Section 5. Authorized Signatories. All checks, drafts and orders for payment of monies shall be signed in the name of the Church by the agents designated by the Council for that purpose from time to time.
ARTICLE VIII
IDEMNIFICATION OF TRUSTEES, EMPLOYEES AND AGENTS
Section 1. Indemnification: Third Party Actions. This corporation has the power to indemnify a person who was or is a party, or is threatened to be made a party to a threatened, pending or completed action, suit or proceeding, whether civil, criminal, administrative or investigative and whether formal or informal (other than an action by or in the right of this corporation) by reason of the fact that the person is or was a Trustee, employee or agent of this corporation, or is or was serving at the request of this corporation as a Trustee, employee or agent of another foreign or domestic corporation, business corporation, partnership, joint venture, trust or other enterprise, whether for profit or not for profit, against expenses (including attorneys’ fees), judgments, penalties, fines and amounts paid in settlement actually and reasonably incurred by that person in connection with the action, suit or proceeding if that person acted in good faith and in a manner reasonable believed by that person to be in or not opposed to the best interests of this corporation or its members, and with respect to a criminal action or proceeding, that person had no reasonable cause to believe that the conduct was unlawful. The termination of an action, suit or proceeding by judgment, order, settlement, conviction or upon a plea of nolo contendere or its equivalent, shall not, of itself, create a presumption that the person did not act in good faith and in a manner reasonable believed by that person to be in or not opposed to the best interests of this corporation or its members and, with respect to a criminal action or proceeding, had reasonable cause to believe that the person’s conduct was unlawful.
Section 2. Indemnification: Actions in the Right of this Corporation. This corporation has the power to indemnify a person who was or is a party to, or is threatened to be made a party to a threatened, pending or completed action or suit by or in the right of this corporation to procure a judgment in its favor by reason of the fact that the person is or was a Trustee, employee or agent of this corporation as a Trustee, partner, employee or agent of another foreign or domestic corporation, business corporation, partnership, joint venture, trust or other enterprise, whether for profit or not, against expenses (including actual and reasonable attorneys’ fees) and amounts paid in settlement incurred by that person in connection with the action or suit if that person acted in good faith and in a manner reasonable believe by that person to be in or not opposed to the best interests of this corporation or its members. However, no indemnification shall be made for a claim, issue or matter in which such person shall have been found to be liable to the corporation unless and only to the extent that the court in which such action or suit was brought has determined upon application that, despite the adjudication of liability but in view of all circumstances of the case, that person is fairly and reasonably entitled to indemnification for the expenses which the court considers proper.

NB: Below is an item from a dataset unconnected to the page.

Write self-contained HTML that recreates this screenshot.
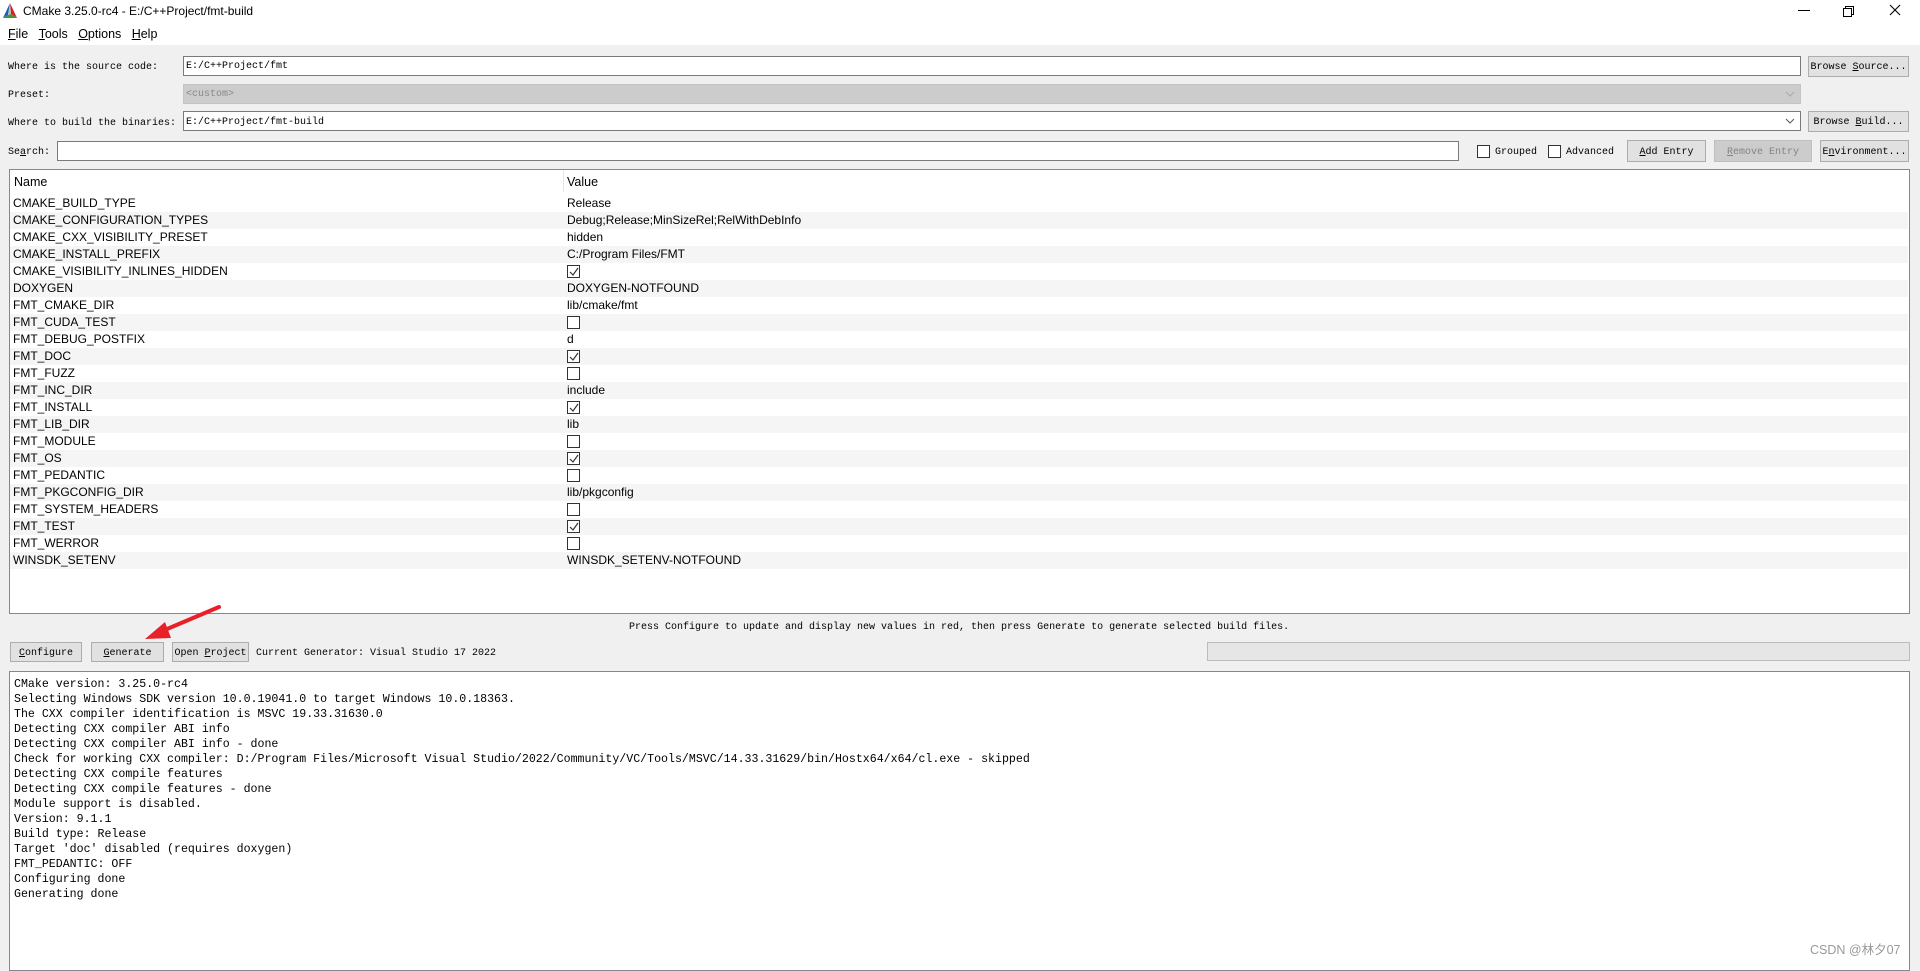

Section 3. Indemnification Mandatory and Permissive Payments.
- To the extent that a Trustee, employee or agent of this corporation has been successful on the merits or otherwise in defense of an action, suit of proceeding referred to in Section 1 or Section 2 of this Article VIII, or in defense of a claim, issue or matter in the action, suit or proceeding, that person shall be indemnified against expenses (including actual or reasonable attorneys’ fees) incurred by that person in connection with the action, suit or proceeding as well as in connection with the action, suit or proceeding brought to enforce the mandatory indemnification provided in this Subsection.
- An indemnification under Section 1 or Section 2 of this Article VIII, unless ordered by a court, shall be made by this corporation on as authorized in a specific case upon a determination that indemnification of the Trustee, employee or agent is proper in the circumstances because that person has met the applicable standard of conduct as set forth in either Section 1 or Section 2. That determination shall be made in any of the following ways:
- A majority vote of a quorum of the Trustees who were not parties to the action, suit or proceeding.
- If that quorum is not obtainable, then by a majority vote of a Committee of Trustees who were not parties to the action, suit, or proceeding. The Committee shall consist of not less than two (2) disinterested Trustees.
- By independent legal counsel in written opinion.
(c) If a person is entitled to indemnification under Section1 or Section 2 of this Article VIII for a portion of expenses including attorneys’ fees, judgments, penalties, fines and amounts paid in settlement, but not for the total amount thereof, the corporation may indemnify the person for the portion of the expenses, judgments, penalties, fines or amounts paid in settlement for which the person in entitled to be indemnified.
Section 4. Indemnification: Expense Advances. Expenses incurred in defending a civil or criminal action, suit or proceeding described in Section 1 or Section 2 of this Article VIII may be paid by this corporation in advance of the final disposition of the action, suit or proceeding upon receipt of an undertaking by or on behalf of the Trustee, employee or agent to repay the expenses if it is ultimately determined that the person is not entitled to be indemnified by this corporation. The undertaking shall be by unlimited general obligation of the person on whose behalf advances are made but need not be secured. The indemnification provisions of Sections I through 4 of this Article VIII shall continue as to a person who ceases to be a Trustee, employee, or agent and shall inure to the benefit of the heirs, executors, and administrators of that person.
ARTICLE IX
AMENDMENTS
These Bylaws may be amended by majority vote of the Trustees then holding office at any regular or special meeting of the Council.